>>>

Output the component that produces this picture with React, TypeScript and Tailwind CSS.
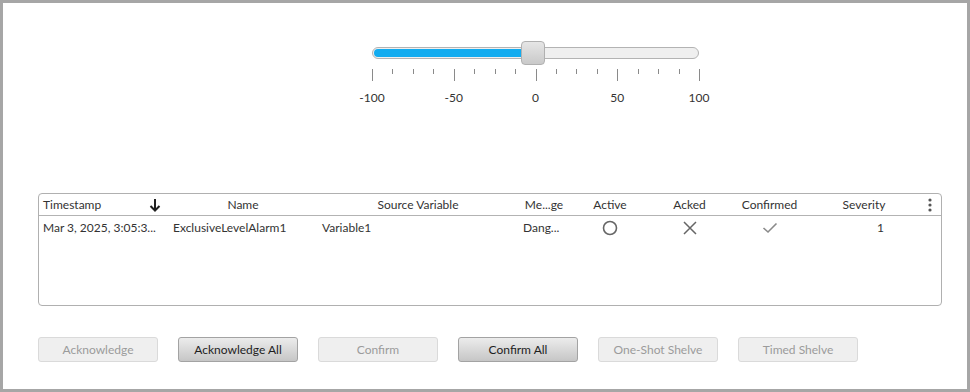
import React from "react";

const majors = [0, 4, 8, 12, 16];

function Scale() {
  const w = 327;
  const ticks = Array.from({ length: 17 }, (_, i) => i);
  return (
    <svg width={w + 2} height={12} className="block">
      {ticks.map((i) => {
        const x = Math.round((i * w) / 16) + 0.5;
        const major = majors.includes(i);
        return (
          <line
            key={i}
            x1={x}
            x2={x}
            y1={0}
            y2={major ? 12 : 5}
            stroke="#8a8a8a"
            strokeWidth={1}
          />
        );
      })}
    </svg>
  );
}

function SortArrow() {
  return (
    <svg width="12" height="14" viewBox="0 0 12 14">
      <path d="M6 1 V12.5" stroke="#222" strokeWidth="2" fill="none" />
      <path d="M1.5 8 L6 12.5 L10.5 8" stroke="#222" strokeWidth="2" fill="none" />
    </svg>
  );
}

function Kebab() {
  return (
    <svg width="4" height="14" viewBox="0 0 4 14">
      <circle cx="2" cy="2" r="1.6" fill="#555" />
      <circle cx="2" cy="7" r="1.6" fill="#555" />
      <circle cx="2" cy="12" r="1.6" fill="#555" />
    </svg>
  );
}

function CircleIcon() {
  return (
    <svg width="16" height="16" viewBox="0 0 16 16">
      <circle cx="8" cy="8" r="6.5" stroke="#666" strokeWidth="1.6" fill="none" />
    </svg>
  );
}

function XIcon() {
  return (
    <svg width="16" height="16" viewBox="0 0 16 16">
      <path d="M2 2 L14 14 M14 2 L2 14" stroke="#666" strokeWidth="1.5" fill="none" />
    </svg>
  );
}

function CheckIcon() {
  return (
    <svg width="16" height="14" viewBox="0 0 16 14">
      <path d="M1.5 7 L6 11 L14.5 2.5" stroke="#8a8a8a" strokeWidth="1.6" fill="none" />
    </svg>
  );
}

function Btn({ label, enabled }: { label: string; enabled?: boolean }) {
  return (
    <div
      className={
        enabled
          ? "w-[120px] h-[25px] rounded-[3px] border border-[#a3a3a3] bg-gradient-to-b from-[#ececec] to-[#c6c6c6] text-[#1e1e1e] flex items-center justify-center text-[12px]"
          : "w-[120px] h-[25px] rounded-[3px] border border-[#dadada] bg-[#efefef] text-[#9b9b9b] flex items-center justify-center text-[12px]"
      }
    >
      {label}
    </div>
  );
}

export default function App() {
  return (
    <div
      className="w-[970px] h-[392px] border-[3px] border-[#a6a6a6] bg-white text-[#333] overflow-hidden"
      style={{ fontFamily: "Lato, 'Open Sans', sans-serif" }}
    >
      {/* Slider */}
      <div className="ml-[369px] mt-[38px] w-[340px]">
        <div className="relative h-[24px] w-[327px] flex items-center">
          <div className="relative h-[12px] w-[327px] rounded-full border border-[#b3b3b3] bg-[#efefef]">
            <div className="absolute left-[1px] top-[1px] h-[8px] w-[150px] rounded-l-full bg-[#12acf0]" />
          </div>
          <div className="absolute left-[149px] top-0 h-[24px] w-[24px] rounded-[4px] border border-[#b0b0b0] bg-gradient-to-b from-[#e6e6e6] to-[#c9c9c9]" />
        </div>
        <div className="mt-[4px]">
          <Scale />
        </div>
        <div className="-ml-[20px] mt-[9px] w-[367px] flex justify-between text-[12px] leading-[16px] text-[#333]">
          {["-100", "-50", "0", "50", "100"].map((t) => (
            <div key={t} className="w-[40px] text-center">
              {t}
            </div>
          ))}
        </div>
      </div>

      {/* Table */}
      <div className="ml-[35px] mt-[87px] w-[904px] h-[113px] rounded-[4px] border border-[#b0b0b0] text-[12px]">
        <div className="flex h-[22px] items-center border-b border-[#b3b3b3] text-[#333]">
          <div className="w-[129px] pl-[4px] pr-[7px] flex items-center justify-between">
            <span>Timestamp</span>
            <SortArrow />
          </div>
          <div className="w-[150px] text-center">Name</div>
          <div className="w-[200px] text-center">Source Variable</div>
          <div className="w-[52px] text-center">Me...ge</div>
          <div className="w-[80px] text-center">Active</div>
          <div className="w-[79px] text-center">Acked</div>
          <div className="w-[81px] text-center">Confirmed</div>
          <div className="w-[108px] text-center">Severity</div>
          <div className="flex-1 flex justify-center">
            <Kebab />
          </div>
        </div>
        <div className="flex h-[24px] items-center text-[#333]">
          <div className="w-[129px] pl-[4px] whitespace-nowrap">Mar 3, 2025, 3:05:3...</div>
          <div className="w-[150px] pl-[5px]">ExclusiveLevelAlarm1</div>
          <div className="w-[200px] pl-[4px]">Variable1</div>
          <div className="w-[52px] pl-[5px]">Dang...</div>
          <div className="w-[80px] flex justify-center">
            <CircleIcon />
          </div>
          <div className="w-[79px] flex justify-center">
            <XIcon />
          </div>
          <div className="w-[81px] flex justify-center">
            <CheckIcon />
          </div>
          <div className="w-[108px] text-right pr-[34px]">1</div>
        </div>
      </div>

      {/* Buttons */}
      <div className="ml-[35px] mt-[31px] flex gap-[20px]">
        <Btn label="Acknowledge" />
        <Btn label="Acknowledge All" enabled />
        <Btn label="Confirm" />
        <Btn label="Confirm All" enabled />
        <Btn label="One-Shot Shelve" />
        <Btn label="Timed Shelve" />
      </div>
    </div>
  );
}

<<<

» Your task
From the first line above down to the line with "const majors = [0, 4, 8, 12, 16];", reproduce every line and no others, omitting pictures.

» Final result
Output the component that produces this picture with React, TypeScript and Tailwind CSS.
import React from "react";

const majors = [0, 4, 8, 12, 16];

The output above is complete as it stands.